雨の多い日本の先人の知恵

2023.06.25 Sun

こんにちは。建築コンサルティング部の岡部智之です。
年々短くなっているような気がする「心地の良い春」があっという間に過ぎ、梅雨空の雨が降っている外を眺めていると、我が家の子供たちが小さかった頃に読んでいた絵本を思い出します。
絵本が大好きな妻が、絵本の読み聞かせサークルに入っていたこともあり、家に絵本がたくさんあり、子供たちに読み聞かせをしているうちに私も絵本が大好きになりました。
雨が降っている時に思い出すのが『おつかい』です。
 

出典:おつかい さとう わきこ作 福音館書店
 
雨の日に、女の子がおつかいをたのまれました。「あしがぬれちゃう」「ふくがぬれちゃう」「かみのけがくしゃくしゃになっちゃう」と大さわぎ。傘もさして、長ぐつもはいて、レイン・コートも着て、帽子もかぶって、おつかいへ行くには準備万端です。でも女の子は水がたくさんになったら……と不安が消えません。

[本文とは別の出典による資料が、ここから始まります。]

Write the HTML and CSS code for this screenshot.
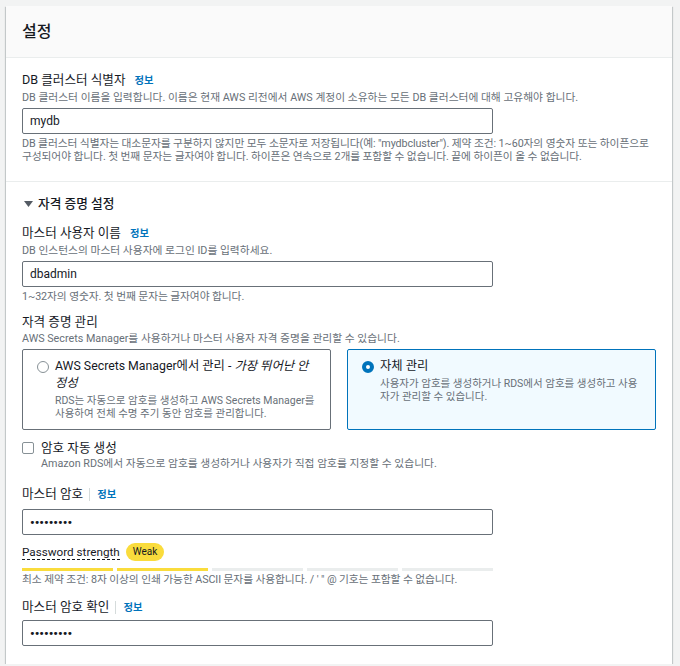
FILE: index.html
```html
<!DOCTYPE html>
<html lang="ko">
<head>
  <meta charset="UTF-8">
  <meta name="viewport" content="width=device-width, initial-scale=1.0">
  <title>설정</title>
  <link rel="stylesheet" href="styles.css">
</head>
<body>
  <div class="panel">
    <div class="panel-header">
      <h2>설정</h2>
    </div>

    <div class="section">
      <div class="label">DB 클러스터 식별자 <a class="info">정보</a></div>
      <div class="desc">DB 클러스터 이름을 입력합니다. 이름은 현재 AWS 리전에서 AWS 계정이 소유하는 모든 DB 클러스터에 대해 고유해야 합니다.</div>
      <input class="text-input" type="text" value="mydb">
      <div class="hint">DB 클러스터 식별자는 대소문자를 구분하지 않지만 모두 소문자로 저장됩니다(예: "mydbcluster"). 제약 조건: 1~60자의 영숫자 또는 하이픈으로 구성되어야 합니다. 첫 번째 문자는 글자여야 합니다. 하이픈은 연속으로 2개를 포함할 수 없습니다. 끝에 하이픈이 올 수 없습니다.</div>
    </div>

    <div class="section last">
      <div class="expander">
        <svg width="9" height="6" viewBox="0 0 9 6"><polygon points="0,0 9,0 4.5,6" fill="#545b64"/></svg>
        자격 증명 설정
      </div>

      <div class="field first">
        <div class="label">마스터 사용자 이름 <a class="info">정보</a></div>
        <div class="desc">DB 인스턴스의 마스터 사용자에 로그인 ID를 입력하세요.</div>
        <input class="text-input" type="text" value="dbadmin">
        <div class="hint">1~32자의 영숫자. 첫 번째 문자는 글자여야 합니다.</div>
      </div>

      <div class="field">
        <div class="label">자격 증명 관리</div>
        <div class="desc">AWS Secrets Manager를 사용하거나 마스터 사용자 자격 증명을 관리할 수 있습니다.</div>
        <div class="tiles">
          <div class="tile">
            <span class="radio"></span>
            <div class="tile-text">
              <div class="tile-title">AWS Secrets Manager에서 관리 - <i>가장 뛰어난 안정성</i></div>
              <div class="desc">RDS는 자동으로 암호를 생성하고 AWS Secrets Manager를 사용하여 전체 수명 주기 동안 암호를 관리합니다.</div>
            </div>
          </div>
          <div class="tile selected">
            <span class="radio checked"></span>
            <div class="tile-text">
              <div class="tile-title">자체 관리</div>
              <div class="desc">사용자가 암호를 생성하거나 RDS에서 암호를 생성하고 사용자가 관리할 수 있습니다.</div>
            </div>
          </div>
        </div>
        <div class="checkbox-row">
          <span class="checkbox"></span>
          <div>
            <div class="label">암호 자동 생성</div>
            <div class="desc">Amazon RDS에서 자동으로 암호를 생성하거나 사용자가 직접 암호를 지정할 수 있습니다.</div>
          </div>
        </div>
      </div>

      <div class="field spaced">
        <div class="label">마스터 암호 <a class="info divided">정보</a></div>
        <input class="text-input pw" type="password" value="123456789">
        <div class="strength">
          <span class="strength-label">Password strength</span>
          <span class="badge">Weak</span>
        </div>
        <div class="bars">
          <span class="bar on"></span>
          <span class="bar on"></span>
          <span class="bar"></span>
          <span class="bar"></span>
          <span class="bar"></span>
        </div>
        <div class="hint tight">최소 제약 조건: 8자 이상의 인쇄 가능한 ASCII 문자를 사용합니다. / ' " @ 기호는 포함할 수 없습니다.</div>
      </div>

      <div class="field confirm">
        <div class="label">마스터 암호 확인 <a class="info divided">정보</a></div>
        <input class="text-input pw" type="password" value="123456789">
      </div>
    </div>
  </div>
</body>
</html>
```

FILE: styles.css
```css
html, body {
  margin: 0;
  background: #f2f3f3;
  font-family: Roboto, "Noto Sans CJK KR", sans-serif;
  color: #16191f;
}
.panel {
  width: 666px;
  margin: 6px 0 0 6px;
  background: #fff;
  box-shadow: 0 1px 1px 0 rgba(0,28,36,0.3), 1px 1px 1px 0 rgba(0,28,36,0.15), -1px 1px 1px 0 rgba(0,28,36,0.15);
}
.panel-header {
  box-sizing: border-box;
  height: 52px;
  padding: 0 16px;
  display: flex;
  align-items: center;
  background: #fafafa;
  border-bottom: 1px solid #eaeded;
}
.panel-header h2 {
  margin: 0;
  font-size: 16px;
  font-weight: 500;
  line-height: 20px;
}
.section {
  padding: 14px 16px 18px;
  border-bottom: 1px solid #eaeded;
}
.section.last {
  padding-top: 13px;
  border-bottom: none;
}
.label {
  font-size: 12.6px;
  line-height: 16px;
}
.info {
  margin-left: 6px;
  color: #0073bb;
  font-size: 10.3px;
  font-weight: 700;
  cursor: pointer;
}
.info.divided {
  margin-left: 3px;
  padding-left: 7px;
  border-left: 1px solid #d5dbdb;
}
.desc, .hint {
  font-size: 10.75px;
  line-height: 13px;
  color: #687078;
}
.desc {
  margin-top: 2px;
}
.hint {
  margin-top: 3px;
  letter-spacing: -0.1px;
}
.hint.tight {
  margin-top: 2px;
}
.text-input {
  display: block;
  box-sizing: border-box;
  width: 471px;
  height: 26px;
  margin-top: 4px;
  padding: 0 7px;
  border: 1px solid #687078;
  border-radius: 2px;
  background: #fff;
  font-family: inherit;
  font-size: 12px;
  color: #16191f;
  outline: none;
}
.text-input.pw {
  font-size: 13px;
  font-weight: 700;
}
.expander {
  display: flex;
  align-items: center;
  gap: 5px;
  padding-left: 2px;
  font-size: 12.7px;
  font-weight: 500;
  line-height: 18px;
}
.field {
  margin-top: 11px;
}
.field.first {
  margin-top: 12px;
}
.field.spaced {
  margin-top: 16px;
}
.field.spaced .text-input {
  margin-top: 6px;
}
.field.confirm {
  margin-top: 13px;
}
.tiles {
  display: grid;
  grid-template-columns: 1fr 1fr;
  gap: 16px;
  margin-top: 4px;
}
.tile {
  display: flex;
  gap: 6px;
  padding: 8px 14px 9px;
  border: 1px solid #687078;
  border-radius: 2px;
}
.tile.selected {
  background: #f1faff;
  border-color: #0073bb;
}
.tile-title {
  font-size: 12.3px;
  line-height: 17px;
}
.tile .desc {
  font-size: 10.5px;
}
.radio {
  flex: none;
  box-sizing: border-box;
  width: 12px;
  height: 12px;
  margin-top: 3px;
  border: 1.5px solid #879196;
  border-radius: 50%;
  background: #fff;
}
.radio.checked {
  border: 4px solid #0073bb;
}
.checkbox-row {
  display: flex;
  gap: 7px;
  margin-top: 10px;
}
.checkbox {
  flex: none;
  box-sizing: border-box;
  width: 12px;
  height: 12px;
  margin-top: 2px;
  border: 1.5px solid #879196;
  border-radius: 2px;
}
.checkbox-row .desc {
  margin-top: 1px;
}
.strength {
  display: flex;
  align-items: center;
  gap: 6px;
  margin-top: 8px;
  height: 18px;
}
.strength-label {
  font-size: 11.7px;
  line-height: 14px;
  border-bottom: 1px dashed #16191f;
}
.badge {
  padding: 0 7px;
  border-radius: 9px;
  background: #fadc3c;
  font-size: 10px;
  line-height: 18px;
}
.bars {
  display: grid;
  grid-template-columns: repeat(5, 1fr);
  gap: 4px;
  width: 471px;
  margin-top: 7px;
}
.bar {
  height: 3px;
  background: #eaeded;
}
.bar.on {
  background: #fadc3c;
}
```
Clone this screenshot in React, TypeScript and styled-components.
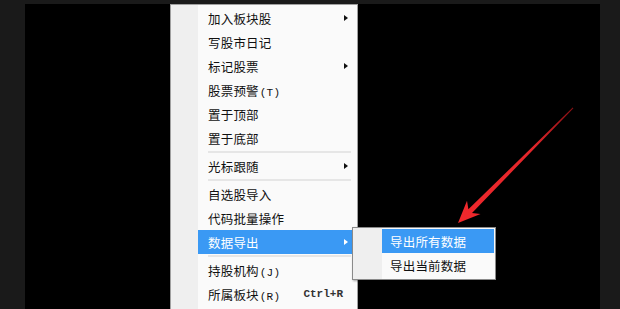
import React from 'react';
import styled, { createGlobalStyle } from 'styled-components';

type Item =
  | { kind: 'item'; label: string; key?: string; shortcut?: string; sub?: boolean; active?: boolean }
  | { kind: 'sep' };

const menuItems: Item[] = [
  { kind: 'item', label: '加入板块股', sub: true },
  { kind: 'item', label: '写股市日记' },
  { kind: 'item', label: '标记股票', sub: true },
  { kind: 'item', label: '股票预警', key: '(T)' },
  { kind: 'item', label: '置于顶部' },
  { kind: 'item', label: '置于底部' },
  { kind: 'sep' },
  { kind: 'item', label: '光标跟随', sub: true },
  { kind: 'sep' },
  { kind: 'item', label: '自选股导入' },
  { kind: 'item', label: '代码批量操作' },
  { kind: 'item', label: '数据导出', sub: true, active: true },
  { kind: 'sep' },
  { kind: 'item', label: '持股机构', key: '(J)' },
  { kind: 'item', label: '所属板块', key: '(R)', shortcut: 'Ctrl+R' },
];

const subItems = [
  { label: '导出所有数据', active: true },
  { label: '导出当前数据', active: false },
];

const GlobalStyle = createGlobalStyle`
  html, body {
    margin: 0;
    padding: 0;
    background: #191919;
  }
`;

const Page = styled.div`
  width: 620px;
  height: 309px;
  overflow: hidden;
  padding: 4px 20px 0 25px;
  box-sizing: border-box;
  display: flex;
  background: #1a1a1a;
`;

const Stage = styled.div`
  position: relative;
  flex: 1;
  background: #000;
  overflow: hidden;
`;

const Menu = styled.div<{ $gutter: number }>`
  position: absolute;
  box-sizing: border-box;
  border: 1px solid #a0a0a0;
  background: linear-gradient(to right, #efefef ${(p) => p.$gutter}px, #fafafa ${(p) => p.$gutter}px);
  font-family: "Noto Sans CJK SC", "Noto Sans", sans-serif;
  font-size: 12.5px;
  color: #111;
`;

const MainMenu = styled(Menu)`
  left: 145px;
  top: 0;
  width: 188px;
  padding: 1px 0 30px 27px;
`;

const SubMenu = styled(Menu)`
  left: 327px;
  top: 223px;
  width: 144px;
  padding: 1px 1px 2px 29px;
  border-color: #8a8a8a;
  box-shadow: 1px 1px 2px rgba(0, 0, 0, 0.35);
`;

const Row = styled.div<{ $active?: boolean; $indent: number }>`
  display: flex;
  align-items: center;
  height: 24px;
  padding: 0 6px 0 ${(p) => p.$indent}px;
  margin-right: ${(p) => (p.$indent === 10 ? 4 : 0)}px;
  background: ${(p) => (p.$active ? '#3a99f4' : 'transparent')};
  color: ${(p) => (p.$active ? '#fff' : '#111')};
  white-space: nowrap;
`;

const Label = styled.span`
  flex: 1;
  letter-spacing: 0.2px;
`;

const Key = styled.span`
  font-family: "Liberation Mono", monospace;
  font-size: 11px;
  margin-left: 1px;
`;

const Shortcut = styled.span`
  font-family: "Liberation Mono", monospace;
  font-size: 11px;
  font-weight: bold;
  color: #333;
  margin-right: -4px;
`;

const Trail = styled.span`
  width: 8px;
  display: flex;
  justify-content: flex-end;
`;

const Caret = styled.span<{ $light?: boolean }>`
  width: 0;
  height: 0;
  margin-right: -1px;
  border-top: 3.5px solid transparent;
  border-bottom: 3.5px solid transparent;
  border-left: 4px solid ${(p) => (p.$light ? '#fff' : '#111')};
`;

const Separator = styled.div`
  height: 4px;
  margin: 0 6px 0 10px;
  display: flex;
  align-items: center;
  &::after {
    content: '';
    flex: 1;
    height: 2px;
    background: #e6e6e6;
  }
`;

const Overlay = styled.svg`
  position: absolute;
  inset: 0;
  pointer-events: none;
`;

const Arrow: React.FC = () => (
  <Overlay width="575" height="305" viewBox="0 0 575 305">
    <defs>
      <linearGradient id="shaft" x1="548" y1="104" x2="433" y2="219" gradientUnits="userSpaceOnUse">
        <stop offset="0" stopColor="#8a1014" />
        <stop offset="0.35" stopColor="#e3262b" />
        <stop offset="1" stopColor="#f0282c" />
      </linearGradient>
    </defs>
    <polygon
      points="548.4,104.3 447,209 455.5,210 433,219 442,196.8 443.4,205.2 547.7,103.6"
      fill="url(#shaft)"
    />
  </Overlay>
);

export default function App() {
  return (
    <>
      <GlobalStyle />
      <Page>
        <Stage>
          <MainMenu $gutter={27}>
            {menuItems.map((it, i) =>
              it.kind === 'sep' ? (
                <Separator key={i} />
              ) : (
                <Row key={i} $active={it.active} $indent={10}>
                  <Label>
                    {it.label}
                    {it.key && <Key>{it.key}</Key>}
                  </Label>
                  {it.shortcut && <Shortcut>{it.shortcut}</Shortcut>}
                  <Trail>{it.sub && <Caret $light={it.active} />}</Trail>
                </Row>
              )
            )}
          </MainMenu>
          <SubMenu $gutter={29}>
            {subItems.map((it) => (
              <Row key={it.label} $active={it.active} $indent={8}>
                <Label>{it.label}</Label>
              </Row>
            ))}
          </SubMenu>
          <Arrow />
        </Stage>
      </Page>
    </>
  );
}
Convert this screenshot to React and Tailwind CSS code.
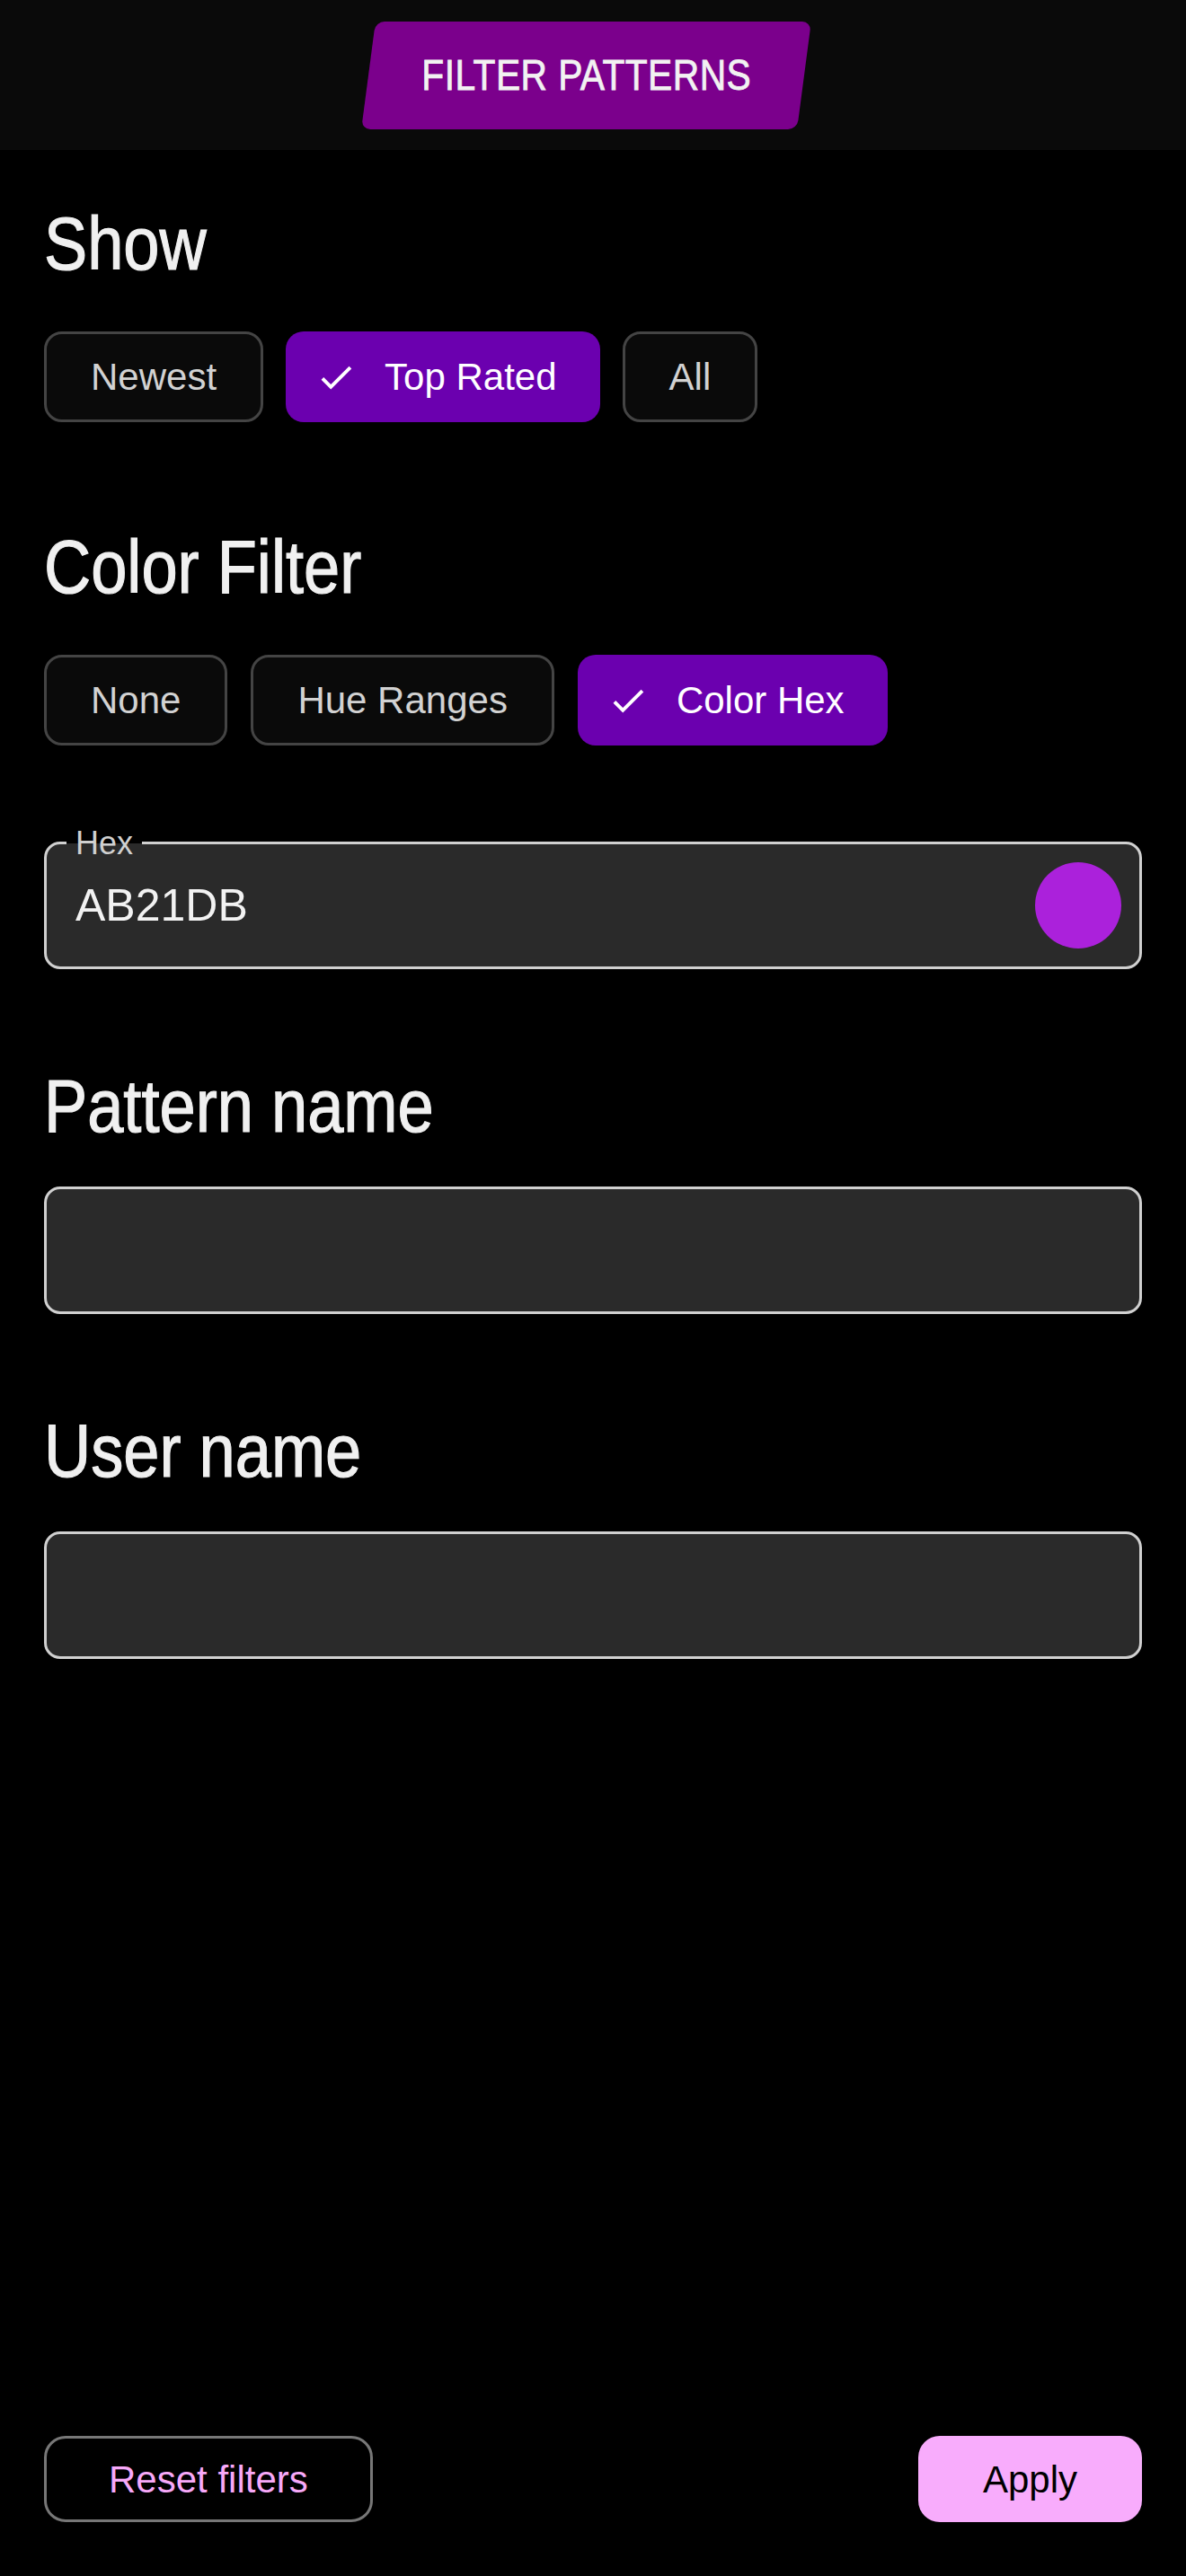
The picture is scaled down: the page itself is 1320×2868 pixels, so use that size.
import React, { useState } from 'react';

const body = "font-['Liberation_Sans',Arial,sans-serif]";

const showOptions = ['Newest', 'Top Rated', 'All'];
const colorOptions = ['None', 'Hue Ranges', 'Color Hex'];

function CheckIcon() {
  return (
    <svg viewBox="0 0 24 24" className="w-[46px] h-[46px] shrink-0" fill="currentColor">
      <path d="M9 16.17 4.83 12l-1.42 1.41L9 19 21 7l-1.41-1.41z" />
    </svg>
  );
}

function Chip({ label, selected, onClick }) {
  if (selected) {
    return (
      <button
        onClick={onClick}
        className="h-[101px] flex items-center pl-[33px] pr-[48px] rounded-[20px] bg-[#6b00af] text-white text-[42px]"
      >
        <CheckIcon />
        <span className="ml-[31px]">{label}</span>
      </button>
    );
  }
  return (
    <button
      onClick={onClick}
      className="h-[101px] flex items-center px-[49px] rounded-[20px] border-[3px] border-[#444444] bg-[#0a0a0a] text-[#d2d2d2] text-[42px]"
    >
      {label}
    </button>
  );
}

// narrow heading face: no condensed family installed, so squeeze Liberation Sans
function Heading({ children, className = '' }) {
  return (
    <h2 className={`text-[84px] leading-[84px] text-[#f0f0f0] [-webkit-text-stroke:1.2px_#f0f0f0] ${className}`}>
      <span className="inline-block origin-left scale-x-[0.86] whitespace-nowrap">{children}</span>
    </h2>
  );
}

export default function App() {
  const [show, setShow] = useState('Top Rated');
  const [colorMode, setColorMode] = useState('Color Hex');
  const [hex, setHex] = useState('AB21DB');

  return (
    <div className={`min-h-screen bg-black flex flex-col ${body}`}>
      {/* top bar */}
      <div className="h-[167px] bg-[#0a0a0a] flex justify-center pt-[24px]">
        <div className="ml-[-16px] w-[485px] h-[120px] -skew-x-[7.5deg] rounded-[10px] bg-[#7b008c] flex items-center justify-center">
          <span className="skew-x-[7.5deg]">
            <span className="inline-block scale-x-[0.85] text-[48px] tracking-[0.5px] text-[#f2f2f2] [-webkit-text-stroke:0.8px_#f2f2f2] whitespace-nowrap">
              FILTER PATTERNS
            </span>
          </span>
        </div>
      </div>

      <div className="px-[49px] flex flex-col">
        <Heading className="mt-[62px]">Show</Heading>
        <div className="mt-[56px] flex gap-[25px]">
          {showOptions.map(o => (
            <Chip key={o} label={o} selected={show === o} onClick={() => setShow(o)} />
          ))}
        </div>

        <Heading className="mt-[119px]">Color Filter</Heading>
        <div className="mt-[56px] flex gap-[26px]">
          {colorOptions.map(o => (
            <Chip key={o} label={o} selected={colorMode === o} onClick={() => setColorMode(o)} />
          ))}
        </div>

        {/* hex field */}
        <div className="mt-[107px] relative h-[142px] rounded-[18px] border-[3px] border-[#d0d0d0] bg-[#2a2a2a] flex items-center pl-[32px] pr-[20px]">
          <span className="absolute left-[22px] top-[-1.5px] -translate-y-1/2 px-[10px] text-[36px] leading-[36px] text-[#d0d0d0] bg-[linear-gradient(to_bottom,#000_50%,#2a2a2a_50%)]">
            Hex
          </span>
          <input
            value={hex}
            onChange={e => setHex(e.target.value)}
            className="flex-1 bg-transparent outline-none text-[50px] text-[#f2f2f2]"
          />
          <div className="w-[96px] h-[96px] rounded-full bg-[#ab21db] shrink-0" />
        </div>

        <Heading className="mt-[110px]">Pattern name</Heading>
        <input className="mt-[48px] h-[142px] rounded-[18px] border-[3px] border-[#d0d0d0] bg-[#2a2a2a] outline-none px-[32px] text-[50px] text-[#f2f2f2]" />

        <Heading className="mt-[110px]">User name</Heading>
        <input className="mt-[48px] h-[142px] rounded-[18px] border-[3px] border-[#d0d0d0] bg-[#2a2a2a] outline-none px-[32px] text-[50px] text-[#f2f2f2]" />
      </div>

      <div className="flex-1" />

      {/* footer actions */}
      <div className="px-[49px] pb-[60px] flex justify-between items-center">
        <button className="h-[96px] px-[69px] rounded-[24px] border-[3px] border-[#777777] text-[42px] text-[#f7a8f8]">
          Reset filters
        </button>
        <button className="h-[96px] px-[72px] rounded-[24px] bg-[#f8acfc] text-[42px] text-black">
          Apply
        </button>
      </div>
    </div>
  );
}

ボートや浮き輪、ゴーグルをもって、やっと、おつかいに出かけることになりましたが……。
最高の結末が待っています!
 
これからも「無垢スタイル建築設計 新築事業部スタッフブログ」で、大好きな絵本を紹介していければと思います。
 

雨の多い日本の建築といえば

さて、日本の年間降水量は、世界平均の2倍以上あります(日本は年間約1,690ミリに対し、世界平均は810ミリ)。雨の多い日本の建築といえば、柱と梁を組んで建てる「木造軸組工法」が伝統的で、無垢スタイルもこの工法を進化させたものです。
木造軸組工法は、以下の順番に家が出来上がります。
①基礎を作る ②土台、柱、梁を架け、屋根の骨組みを作る ③屋根の仕上げをする ④床や壁の工事をする
木造軸組工法は、柱や梁といった骨組みを組んだ後に、いきなり屋根の工事をします。順序として、下から順に仕上げていけば簡単そうなものの、床や壁の工事の前に、わざわざ上から仕上げます。
では、何故こんな非効率的なことをするのでしょうか? 
理由は、雨が多い国だからです。
屋根を先に仕上げるので、雨曝しになるリスクが減り、もし屋根ができる前に雨が降ったとしても、濡れるのは柱や梁といった骨組み部分のみになります。無垢の柱や梁は表面が濡れても問題がなく、仮に雨で木が湿気を吸い込んだとしても、時間の経過とともに、元の水分量に木が呼吸をして戻してくれます。 
 

ツーバイフォー工法について

一方、北米で発祥した木造枠組壁工法:(ツーバイフォー工法)は、積み木と同じで①床のパネル ②壁のパネル 最後に③屋根を作っていきます。そのため、屋根の仕上げまで10日以上時間がかかります。その間に雨が降ると、床パネル(合板)や壁パネルがそのまま雨に当たります。構造用合板が長時間濡れた状態にあると、カビの原因や、接着剤の強度にも影響します。ですので、もし雨が降っても合板が濡れないように、完全に養生することが必須になるのですが、いつ降るかわからない雨のために、完璧な養生を屋根が仕上がるまで毎日することは、おそらく効率から考えても難しいのではと。
 
そして、雨が降ると・・・
 

 

 
この写真は、ゲリラ豪雨の後に、たまたま近くにあったツーバイフォーの現場にて撮った写真です。見事なほど合板が濡れており、合板が完全に乾くまで相当の日数がかかり、カビも出ることだと思います。強度も心配です。
 
日本は雨の国です。世界平均の2倍雨が降ります。雨の少ない北米では、雨を気にせず下から順番に建てるのが合理的ですが、日本の建築においては、一見非効率的と思える『屋根先行』の工事をすることが、先人が編み出した最も合理的な工法であると言えるのです。
 
天然の無垢材を構造に用いた建築物は、歴史ある神社仏閣等の木造建築でも明らかなように、数百年にもおよぶ頑強さを証明しています。100年住宅を実現するため無垢スタイル建築設計の使用する柱・梁・桁・土台・大引きなど全ての構造材は、含水率を20%以下にした良質の乾燥材を使います。各部材はコンピュータ制御で工場生産された精度の高いプレカット材。確かな素材選定と先進のテクノロジーにより構造部分の強度と精度をさらに高め100年住宅を目指しています。